The Toronto Raptors have the best record league in the NBA at 23-9, but they've cooled down a little since their hot start.
There have been a number of reasons for that - injuries to the likes of Kyle Lowry, Kawhi Leonard, Jonas Valanciunas and Fred VanVleet being a key one - but three particular on-court trends have begun to emerge in their losses that are worth monitoring moving forward, as the Raptors look to establish themselves as the team to beat in the Eastern Conference for the remainder of the season.
From poor 3-point shooting to the second unit's production, let's take a look at each one in detail.
The Raptors are currently taking 33.6 3-pointers per game, putting them behind eight teams for most in the league.
In their wins, the Raptors have made 37.1 percent of their 3-point attempts. In their losses, that number has fallen to 29.5 percent.
According to NBA.com, the only teams to have shot worse from the 3-point line in their losses are the Oklahoma City Thunder and Golden State Warriors. The Raptors would be below both of those teams had they not caught fire (18-for-31) from distance in their recent loss to the Portland Trail Blazers, too.
Take that game out of the equation and the Raptors are shooting 26.5 percent from 3-point range in losses this season.
Kyle Lowry and Kawhi Leonard have struggled the most from the perimeter in Toronto's losses, with the two All-Stars combining to shooting 20.2 percent on 11.3 attempts per game. (That number is dragged down by Lowry shooting a shockingly low percentage - as we'll get to in a second - but Leonard is also shooting considerably worse in losses than he is in wins).
While that hasn't prevented Leonard from putting up big numbers in the scoring column, Lowry hasn't been able to figure out other ways to get himself going.
The play of Kyle Lowry
Just how bad has Lowry shot from distance in losses this season?
He's connected on 4-42 from beyond the arc for a measley 9.5 percent.

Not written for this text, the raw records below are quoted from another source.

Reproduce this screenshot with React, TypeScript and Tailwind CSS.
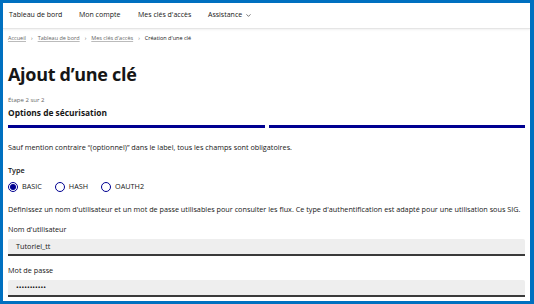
import { ChevronDown } from "lucide-react";

const font = { fontFamily: '"Open Sans", "Liberation Sans", sans-serif' };

function Radio({ label, checked }: { label: string; checked?: boolean }) {
  return (
    <label className="flex items-center gap-[4px]">
      <span className="flex h-[10px] w-[10px] items-center justify-center rounded-full border border-[#000091]">
        {checked && <span className="h-[6px] w-[6px] rounded-full bg-[#000091]" />}
      </span>
      <span className="text-[7.25px] text-[#161616]">{label}</span>
    </label>
  );
}

function Field({ label, value }: { label: string; value: string }) {
  return (
    <div>
      <p className="h-[10px] text-[7.25px] leading-[10px] text-[#161616]">{label}</p>
      <div className="mt-[5px] flex h-[17px] items-center rounded-t-[2px] border-b-2 border-[#3a3a3a] bg-[#eeeeee] px-[8px] text-[7.25px] text-[#161616]">
        {value}
      </div>
    </div>
  );
}

export default function App() {
  return (
    <div
      className="h-[304px] w-[534px] overflow-hidden border-[3px] border-r-[4px] border-[#0070c0] bg-white"
      style={font}
    >
      {/* Top nav */}
      <nav className="flex h-[26px] items-center border-b border-[#e5e5e5] pl-[6px] text-[7px] text-[#161616] shadow-[0_1px_2px_rgba(0,0,0,0.06)]">
        <span className="w-[70px]">Tableau de bord</span>
        <span className="w-[59px]">Mon compte</span>
        <span className="w-[70px]">Mes clés d'accès</span>
        <span className="flex items-center gap-[3px]">
          Assistance <ChevronDown size={7} strokeWidth={2} />
        </span>
      </nav>

      <main className="px-[5px]">
        {/* Breadcrumb */}
        <div className="mt-[5px] flex items-center gap-[5px] text-[5.5px] text-[#666666]">
          <span className="underline decoration-[#bbbbbb]">Accueil</span>
          <span>›</span>
          <span className="underline decoration-[#bbbbbb]">Tableau de bord</span>
          <span>›</span>
          <span className="underline decoration-[#bbbbbb]">Mes clés d'accès</span>
          <span>›</span>
          <span className="text-[#161616]">Création d'une clé</span>
        </div>

        <h1 className="mt-[20px] text-[18px] font-bold leading-[24px] tracking-[-0.3px] text-[#161616]">
          Ajout d’une clé
        </h1>

        <p className="mt-[10px] text-[6px] leading-[8px] text-[#666666]">Étape 2 sur 2</p>
        <p className="mt-[3px] text-[8.4px] font-bold leading-[12px] text-[#161616]">
          Options de sécurisation
        </p>

        <div className="mt-[6px] flex gap-[4px]">
          <div className="h-[3px] flex-1 bg-[#000091]" />
          <div className="h-[3px] flex-1 bg-[#000091]" />
        </div>

        <p className="mt-[14px] text-[7.25px] leading-[10px] text-[#161616]">
          Sauf mention contraire “(optionnel)” dans le label, tous les champs sont obligatoires.
        </p>

        <p className="mt-[13px] text-[7.25px] font-semibold leading-[10px] text-[#161616]">Type</p>
        <div className="mt-[6px] flex items-center gap-[13px]">
          <Radio label="BASIC" checked />
          <Radio label="HASH" />
          <Radio label="OAUTH2" />
        </div>

        <p className="mt-[12px] text-[7.25px] leading-[10px] text-[#161616]">
          Définissez un nom d'utilisateur et un mot de passe utilisables pour consulter les flux. Ce type
          d'authentification est adapté pour une utilisation sous SIG.
        </p>

        <div className="mt-[10px] flex flex-col gap-[9px]">
          <Field label="Nom d'utilisateur" value="Tutoriel_tt" />
          <Field label="Mot de passe" value="•••••••••••" />
        </div>
      </main>
    </div>
  );
}
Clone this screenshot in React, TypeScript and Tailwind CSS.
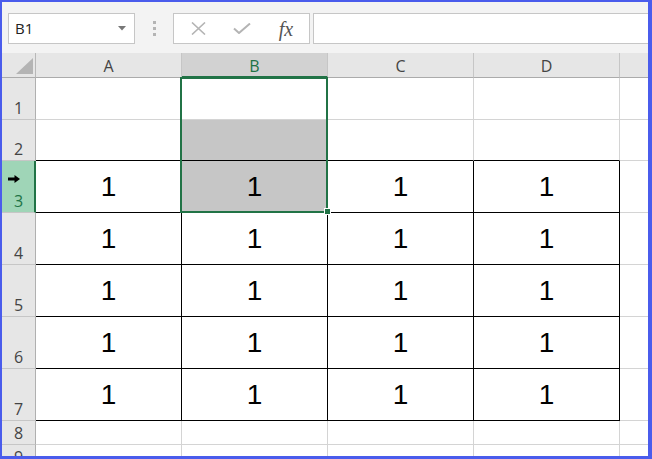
import React from 'react';

const GRID = '#d4d4d4';
const GREEN = '#217346';

const rows = [
  { n: 1, h: 42 },
  { n: 2, h: 41 },
  { n: 3, h: 52 },
  { n: 4, h: 52 },
  { n: 5, h: 52 },
  { n: 6, h: 52 },
  { n: 7, h: 52 },
  { n: 8, h: 24 },
  { n: 9, h: 24 },
];

const cols = ['A', 'B', 'C', 'D'];

function ArrowRight() {
  return (
    <svg width="12" height="8" viewBox="0 0 12 8" className="absolute left-[6px] top-[14px]">
      <path d="M0 2.5h6.5V0L12 4l-5.5 4V5.5H0z" fill="#000" />
    </svg>
  );
}

function Toolbar() {
  return (
    <div className="h-[51px] bg-[#f3f3f3] flex items-start pt-[11px] pl-[6px] font-['Open_Sans',sans-serif]">
      {/* name box */}
      <div className="w-[127px] h-[31px] bg-white border border-[#c6c6c6] flex items-center justify-between pl-[6px] pr-[8px]">
        <span className="text-[15px] text-[#222] leading-none">B1</span>
        <svg width="8" height="5" viewBox="0 0 8 5">
          <path d="M0 0h8L4 4.5z" fill="#777" />
        </svg>
      </div>
      <div className="w-[38px] h-[31px] flex flex-col items-center justify-center gap-[3px]">
        <div className="w-[3px] h-[3px] bg-[#b4b4b4]" />
        <div className="w-[3px] h-[3px] bg-[#b4b4b4]" />
        <div className="w-[3px] h-[3px] bg-[#b4b4b4]" />
      </div>
      {/* function buttons */}
      <div className="w-[137px] h-[31px] bg-white border border-[#c6c6c6] flex items-center">
        <div className="w-[46px] flex justify-center pl-[2px]">
          <svg width="15" height="13" viewBox="0 0 15 13">
            <path d="M1 0.5l13 12M14 0.5l-13 12" stroke="#b4b4b4" strokeWidth="1.6" fill="none" />
          </svg>
        </div>
        <div className="w-[44px] flex justify-center">
          <svg width="18" height="11" viewBox="0 0 18 11">
            <path d="M1 5.5l5 4.5L17 0.5" stroke="#b4b4b4" strokeWidth="2" fill="none" />
          </svg>
        </div>
        <div className="w-[44px] flex justify-center">
          <span className="font-['Liberation_Serif',serif] italic text-[20px] leading-none text-[#555]">fx</span>
        </div>
      </div>
      <div className="ml-[3px] flex-1 h-[31px] bg-white border border-[#c6c6c6] border-r-0" />
    </div>
  );
}

function HeaderRow() {
  return (
    <div className="flex h-[25px] font-['Open_Sans',sans-serif]">
      <div className="w-[34px] shrink-0 bg-[#e6e6e6] border-r border-r-[#b8b8b8] border-b border-b-[#ababab] relative">
        <svg width="17" height="16" viewBox="0 0 17 16" className="absolute left-[14px] top-[5px]">
          <path d="M17 0v16H0z" fill="#b4b4b4" />
        </svg>
      </div>
      {cols.map((c) => {
        const sel = c === 'B';
        return (
          <div
            key={c}
            className={
              sel
                ? 'w-[146px] shrink-0 bg-[#d2d2d2] border-r border-r-[#c6c6c6] border-b-2 border-b-[#217346] flex items-center justify-center text-[16px] text-[#217346] pt-[2px]'
                : 'w-[146px] shrink-0 bg-[#e6e6e6] border-r border-r-[#c6c6c6] border-b border-b-[#ababab] flex items-center justify-center text-[16px] text-[#444] pt-[1px]'
            }
          >
            {c}
          </div>
        );
      })}
      <div className="w-[40px] shrink-0 bg-[#e6e6e6] border-b border-b-[#ababab]" />
    </div>
  );
}

function GridRow({ n, h }: { n: number; h: number }) {
  const active = n === 3;
  const inTable = n >= 3 && n <= 7;
  const bottomBlack = n >= 2 && n <= 7;
  return (
    <div className="flex shrink-0" style={{ height: h }}>
      <div
        className={
          active
            ? 'relative w-[34px] shrink-0 bg-[#9fd5b7] border-r-2 border-r-[#217346] border-b border-b-[#c6c6c6] flex items-end justify-center text-[16px] text-[#217346] font-["Open_Sans",sans-serif] leading-none pb-[3px] pl-[1px]'
            : 'w-[34px] shrink-0 bg-[#e6e6e6] border-r border-r-[#b0b0b0] border-b border-b-[#c6c6c6] flex items-end justify-center text-[16px] text-[#444] font-["Open_Sans",sans-serif] leading-none pb-[3px]'
        }
      >
        {active && <ArrowRight />}
        {n}
      </div>
      {cols.map((c) => {
        const gray = c === 'B' && (n === 2 || n === 3);
        return (
          <div
            key={c}
            className="w-[146px] shrink-0 border-r border-b flex items-center justify-center font-['Liberation_Sans',Arial,sans-serif] text-[28px] text-black leading-none"
            style={{
              borderRightColor: inTable ? '#000' : GRID,
              borderBottomColor: bottomBlack ? '#000' : GRID,
              backgroundColor: gray ? '#c6c6c6' : '#fff',
            }}
          >
            {inTable ? '1' : ''}
          </div>
        );
      })}
      <div className="w-[40px] shrink-0 border-b" style={{ borderBottomColor: GRID }} />
    </div>
  );
}

export default function App() {
  return (
    <div className="w-[652px] h-[459px] overflow-hidden bg-white border-[#4a5cec] border-l-2 border-t-2 border-r-4 border-b-[3px] flex flex-col">
      <Toolbar />
      <div className="relative flex-1 overflow-hidden">
        <HeaderRow />
        {rows.map((r) => (
          <GridRow key={r.n} n={r.n} h={r.h} />
        ))}
        {/* selection B1:B3 */}
        <div
          className="absolute left-[178px] top-[24px] w-[148px] h-[136px] border-2 pointer-events-none"
          style={{ borderColor: GREEN }}
        />
        <div
          className="absolute left-[322px] top-[155px] w-[7px] h-[7px] border border-white pointer-events-none"
          style={{ backgroundColor: GREEN }}
        />
      </div>
    </div>
  );
}
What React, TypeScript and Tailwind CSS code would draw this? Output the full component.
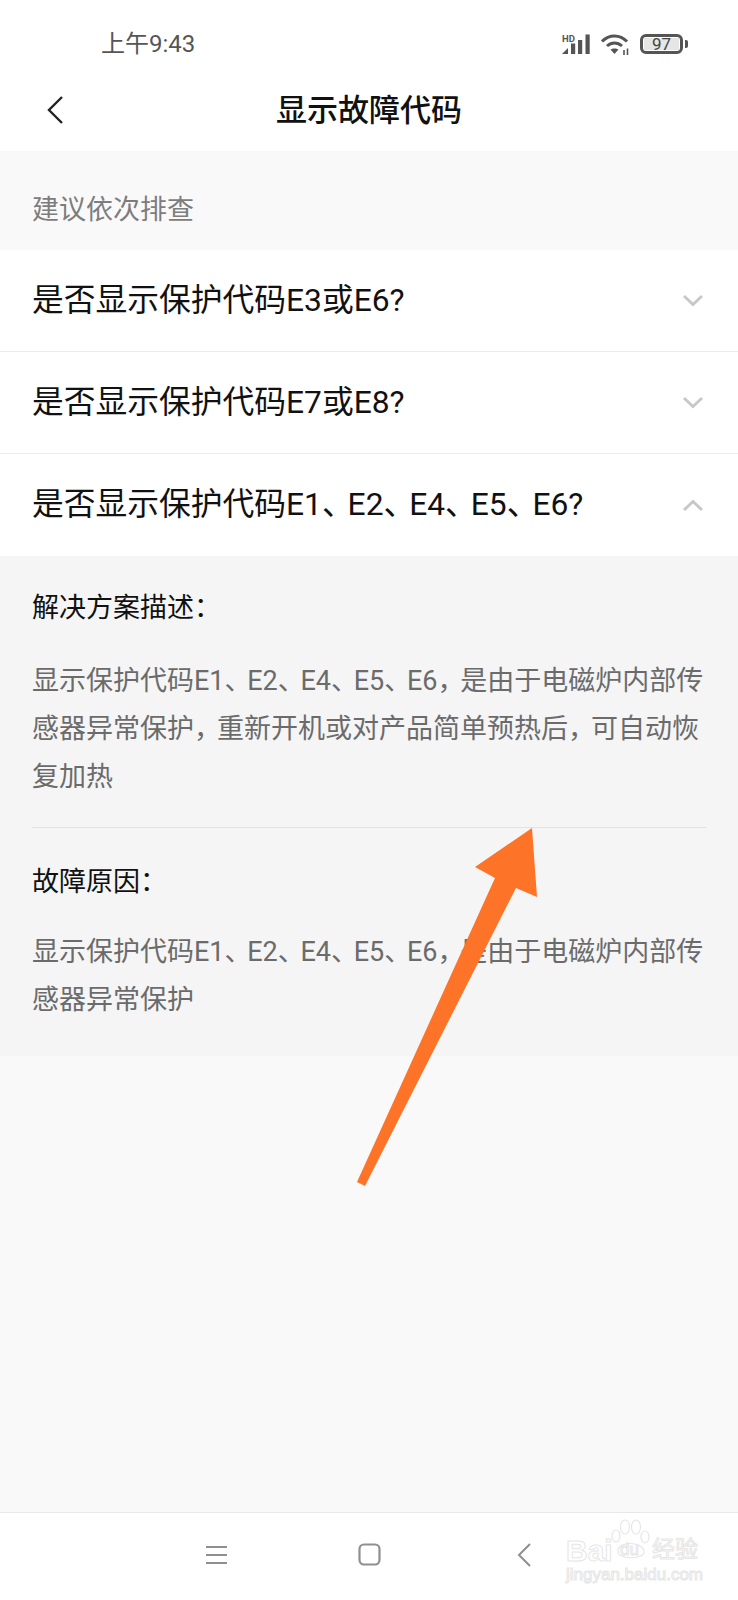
import React from 'react';

const FONT = 'font-["Roboto","Noto_Sans_CJK_SC",sans-serif]';

// the phone's system font sets 、 and ， tighter than full width
const Tight = ({ text, dun }: { text: string; dun: string }) => (
  <>
    {text.split(/([、，])/).map((part, i) =>
      part === '、' ? (
        <span key={i} className={dun}>、</span>
      ) : part === '，' ? (
        <span key={i} className="tracking-[-0.15em]">，</span>
      ) : (
        part
      )
    )}
  </>
);

const Chevron = ({ up }: { up?: boolean }) => (
  <svg width="22" height="14" viewBox="0 0 22 14" fill="none" stroke="#c8c8c8" strokeWidth="3">
    <path d={up ? 'M2 12 L11 3.5 L20 12' : 'M2 2 L11 10.5 L20 2'} />
  </svg>
);

const Question = ({ text, open, last }: { text: string; open?: boolean; last?: boolean }) => (
  <div className={`flex items-center justify-between h-[102px] pl-[32px] pr-[34px] bg-white ${last ? '' : 'border-b border-[#ececec]'}`}>
    <span className="text-[31.75px] leading-none text-[#111111]">
      <Tight text={text} dun="tracking-[-0.19em]" />
    </span>
    <Chevron up={open} />
  </div>
);

const StatusIcons = () => (
  <div className="flex items-center">
    <svg width="28" height="20" viewBox="0 0 28 20" fill="#555555">
      <text x="0" y="7.5" fontSize="9.5" fontWeight="700" fontFamily="Roboto">HD</text>
      <path d="M0 20 L6 14 V20 Z" />
      <rect x="9" y="9.5" width="4.2" height="10.5" />
      <rect x="16" y="6" width="4.2" height="14" />
      <rect x="23.500" y="0.5" width="4.2" height="19.5" />
    </svg>
    <svg className="ml-[11px]" width="29" height="21" viewBox="0 0 29 21" fill="none" stroke="#555555" strokeWidth="3">
      <path d="M1 7.5 C8 0 19 0 26 7.5" />
      <path d="M6 12 C10.500 8 16.500 8 21 12" />
      <path d="M13.500 20 L9.500 15.500 C11.500 14 15.500 14 17.500 15.500 Z" fill="#555555" stroke="none" />
      <path d="M23 16 V21 M26.500 14.500 V21" strokeWidth="1.6" />
    </svg>
    <div className="flex items-center ml-[10px]">
      <div className="w-[43px] h-[20px] border-[3px] border-[#555555] rounded-[6px] p-[1px]">
        <div className="h-full bg-[#e6e6e6] flex items-center justify-center text-[17px] leading-none text-[#444444]">97</div>
      </div>
      <div className="w-[3px] h-[8px] ml-[2px] bg-[#555555] rounded-r-[2px]" />
    </div>
  </div>
);

const NavButtons = () => (
  <div className="flex items-center h-[88px] pl-[206px] pb-[4px] bg-white border-t border-[#e8e8e8]">
    <svg width="22" height="20" viewBox="0 0 22 20" fill="none" stroke="#8f8f8f" strokeWidth="2">
      <path d="M0 2 H21 M0 10 H21 M0 18 H21" />
    </svg>
    <svg className="ml-[130px]" width="23" height="23" viewBox="0 0 23 23" fill="none" stroke="#8f8f8f" strokeWidth="2.2">
      <rect x="1.5" y="1.5" width="20" height="20" rx="4.5" />
    </svg>
    <svg className="ml-[136px]" width="14" height="24" viewBox="0 0 14 24" fill="none" stroke="#8f8f8f" strokeWidth="2">
      <path d="M13 1 L2 12 L13 23" />
    </svg>
  </div>
);

// baidu jingyan mark in the bottom corner
const Watermark = () => (
  <div className="absolute left-[566px] top-[1519px] w-[136px] h-[66px] text-transparent [-webkit-text-stroke:1px_#e6e6e6]">
    <svg className="absolute left-[44px] top-0" width="42" height="42" viewBox="0 0 42 42" fill="none" stroke="#e6e6e6" strokeWidth="1.2">
      <ellipse cx="6" cy="17" rx="4" ry="6" />
      <ellipse cx="15" cy="8" rx="4.5" ry="7" />
      <ellipse cx="26" cy="8" rx="4.5" ry="7" />
      <ellipse cx="35" cy="18" rx="4" ry="6" />
      <path d="M8 32 C8 22 32 22 34 32 C36 41 6 41 8 32 Z" />
    </svg>
    <span className="absolute left-0 top-[17px] text-[30px] leading-[30px] font-bold font-['Liberation_Sans',sans-serif]">Bai</span>
    <span className="absolute left-[54px] top-[22px] text-[17px] leading-[17px] font-['Liberation_Sans',sans-serif]">du</span>
    <span className="absolute left-[86px] top-[19px] text-[23px] leading-[24px]">经验</span>
    <span className="absolute left-0 top-[47px] text-[17px] leading-[18px] whitespace-nowrap font-['Liberation_Sans',sans-serif]">jingyan.baidu.com</span>
  </div>
);

export default function App() {
  return (
    <div className={`relative w-[738px] h-[1600px] flex flex-col bg-[#f9f9f9] overflow-hidden ${FONT}`}>
      <div className="bg-white h-[151px]">
        <div className="flex items-center justify-between h-[88px] pl-[101px] pr-[50px]">
          <span className="text-[24px] leading-none text-[#555555]">上午9:43</span>
          <StatusIcons />
        </div>
        <div className="relative flex items-center justify-center h-[47px]">
          <svg className="absolute left-[46px] top-[8px]" width="18" height="28" viewBox="0 0 18 28" fill="none" stroke="#222222" strokeWidth="2.4">
            <path d="M16 1 L3 14 L16 27" />
          </svg>
          <span className="text-[31px] leading-none font-medium text-[#111111] mt-[-2px]">显示故障代码</span>
        </div>
      </div>

      <div className="flex items-center h-[99px] pl-[32px] pt-[20px] text-[27px] text-[#7d7d7d]">建议依次排查</div>

      <Question text="是否显示保护代码E3或E6?" />
      <Question text="是否显示保护代码E7或E8?" />
      <Question text="是否显示保护代码E1、E2、E4、E5、E6?" open last />

      <div className="bg-[#f5f5f5] h-[500px] px-[32px]">
        <div className="pt-[33px] pb-[26px] border-b border-[#e2e2e2]">
          <h3 className="text-[27px] leading-[38px] font-normal text-[#111111]">解决方案描述：</h3>
          <p className="mt-[30px] text-[27px] leading-[48px] text-[#6b6b6b]">
            <Tight
              text="显示保护代码E1、E2、E4、E5、E6，是由于电磁炉内部传感器异常保护，重新开机或对产品简单预热后，可自动恢复加热"
              dun="tracking-[-0.16em]"
            />
          </p>
        </div>
        <h3 className="mt-[35px] text-[27px] leading-[38px] font-normal text-[#111111]">故障原因：</h3>
        <p className="mt-[27px] text-[27px] leading-[48px] text-[#6b6b6b]">
          <Tight
            text="显示保护代码E1、E2、E4、E5、E6，是由于电磁炉内部传感器异常保护"
            dun="tracking-[-0.16em]"
          />
        </p>
      </div>

      <div className="flex-1" />
      <NavButtons />

      {/* orange callout arrow over the panel */}
      <svg className="absolute left-0 top-0" width="738" height="1600" viewBox="0 0 738 1600" fill="#fd7429">
        <path d="M532 828 L475 867 L495 878 L357 1182 L365 1186 L516 888 L537 897 Z" />
      </svg>
      <Watermark />
    </div>
  );
}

That's the same as ... Dwight Howard's career 3-point FG percentage.
Lowry has still distributed the ball at a high rate in Toronto's losses - albeit not with quite the same efficiency - but the scoring just has not been there. Whereas he's averaging 16.5 points per game in the team's wins, Lowry is averaging only 7.0 points per game in their losses on awful shooting splits.
Lowry simply hasn't been looking for his own shot as much in those games. A higher percentage of his field goal attempts have come from 3-point range and he's been far more passive when he's put the ball on the floor.
It would be one thing if those passes were leading to even more scoring opportunities for his teammates, but his assist rate on drives is actually lower in losses (18.9 percent) than it is in wins (21.5 percent).
Lowry talked about how he needed to be more aggressive during his recent shooting slump that saw him score a total of 15 points over four games. The Raptors lost three of those games, their lone win coming against the Philadelphia 76ers on a night Kawhi Leonard exploded for 36 points.
"I'm shooting all 3s and I've gotta be better getting into the paint, getting into the midrange and playing my game," Lowry told Josh Lewenberg of TSN Sports. "I've gotta get back to being myself."
With how much he impacts the game with his passing and defence, the Raptors don't even need Lowry to put up big scoring numbers. They're yet to lose a game this season in which he scores as little as 15 points. It was a similar case last season, as the Raptors won 33 of the 43 games Lowry reached that threshold.
The Raptors had the most dominant bench in the NBA last season.
This season? Not so much.
The three players still a part of last season's "Bench Mob" are Fred VanVleet, Delon Wright and CJ Miles. Pascal Siakam is now in the starting lineup and Jacob Poeltl was included in the deal that brought Kawhi Leonard to Toronto.
In place of Siakam off the bench is OG Anunoby. In place of Poeltl is whichever one of Jonas Valanciunas (20 games off the bench) and Serge Ibaka (10 games) isn't starting.
Complicating matters further is that a number of players on the second unit have already dealt with injuries. VanVleet, Wright, Anunoby and Miles have each missed games due to various ailments and Valanciunas is expected to be out until sometime in January after dislocating his thumb against the Golden State Warriors.
The bench has still has its moments despite those lineup changes and injuries - take what they did against the Washington Wizards on Nov. 23 as an example - but they haven't been nearly as consistent, going from scoring 39.7 points per game on 46.9 percent shooting in their wins to 28.8 points per game on 34.5 percent shooting in their losses.
The former ranks near the middle of the league in terms of bench scoring and the latter ranks near the bottom.
The bench is unlikely to matter as much in the playoffs as the 3-point shooting and the play of Lowry, but it would help the Raptors maintain their place at the top of the Eastern Conference if they can recapture some of last season's magic when everyone returns to full strength.